ST. LOUIS – When the Twins look back on Monday's 3-2 loss to the Cardinals, they'll remember it as the night Byron Buxton got his first hit — a triple, naturally.

That's way more pleasant than remembering it as yet another dominant performance by John Lackey, or their eighth loss in 10 games.

Buxton lined a 1-2 fastball off Lackey into the left-center gap in the eighth inning, and by the time the Cardinals tracked it down, he was coasting into third base, despite stumbling — "almost getting sniped," as he put it — around second base. Buxton scored a moment later on Brian Dozier's sacrifice fly — that's probably not the last time that combination will produce a run for the Twins — and received a rousing welcome in his dugout.

"It's a big relief. That's everybody's goal, to get that first hit out of the way. Usually that starts things rolling," Buxton said afterward. "I wasn't expecting to hit a triple, but that just tops it off."

Well, a full-speed, bone-jarring, catch of a fly ball while colliding with the wall might have topped it off, too, and Buxton nearly pulled that off as well on Randal Grichuk's third-inning smash. The rookie raced about 100 feet to left-center, put his glove up — and couldn't catch it at impact. Grichuk raced around to third base (he scored moments later on Jon Jay's single) while the Twins dugout, especially manager Paul Molitor, held its breath as the star rookie rolled around and finally rose to his feet.

Buxton was OK. "Just the wind knocked out of me a little bit," he said. As he laid on the warning track, "I was just figuring out what just happened. First time hitting the wall that hard. … Right before I hit the wall, I felt it hit my glove and the next thing I know, I hit the ground."

Come to think of it, Molitor said, he's seen that instinct, that lack of fear, before.

"We've seen here, for a couple of decades, players be fairly fearless out there in center field. Kirby [Puckett] and Torii [Hunter] — he's just one of those guys," Molitor said. "I've seen him play enough [to know] he's not intimidated by fences."

Or by John Lackey, either, though maybe he should be. The Twins sometimes look like they are.

Lackey extended his personal domination of the Twins to 16 consecutive scoreless innings Monday, before the Twins finally got to him, too late to salvage the game. Lackey didn't allow a hit until Brian Dozier's fourth-inning double, and didn't allow a run until Trevor Plouffe doubled in the seventh, then scored on Kurt Suzuki's two-out single. It was the first run scored by the Twins off the former Red Sox pitcher since May 19, 2013, and the first earned run he had allowed them in 23 innings.

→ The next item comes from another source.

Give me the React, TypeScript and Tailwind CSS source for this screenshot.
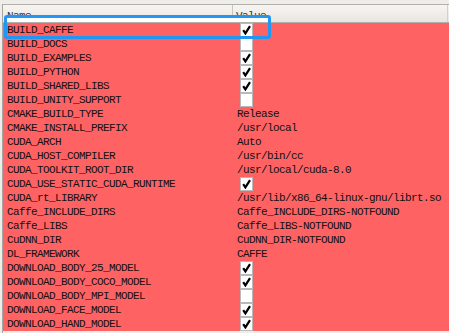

Lackey was staked to a 3-0 lead on Grichuk's triple, and back-to-back home runs off starter Trevor May by Mark Reynolds and Yadier Molina. He gave one back on Suzuki's single, and then Buxton earned the other with his 13th triple of the season and first hit as a major leaguer. The ball, he said, will soon be the property of his 1-year-old son, Brixton.

"I think everybody in the dugout was thinking triple when he hit it. I don't think many balls in many gaps are going to stop him," Molitor said. "He just can get to third faster than most people. It's going to be fun to watch, especially if he can keep finding ways to hit the ball in the gap."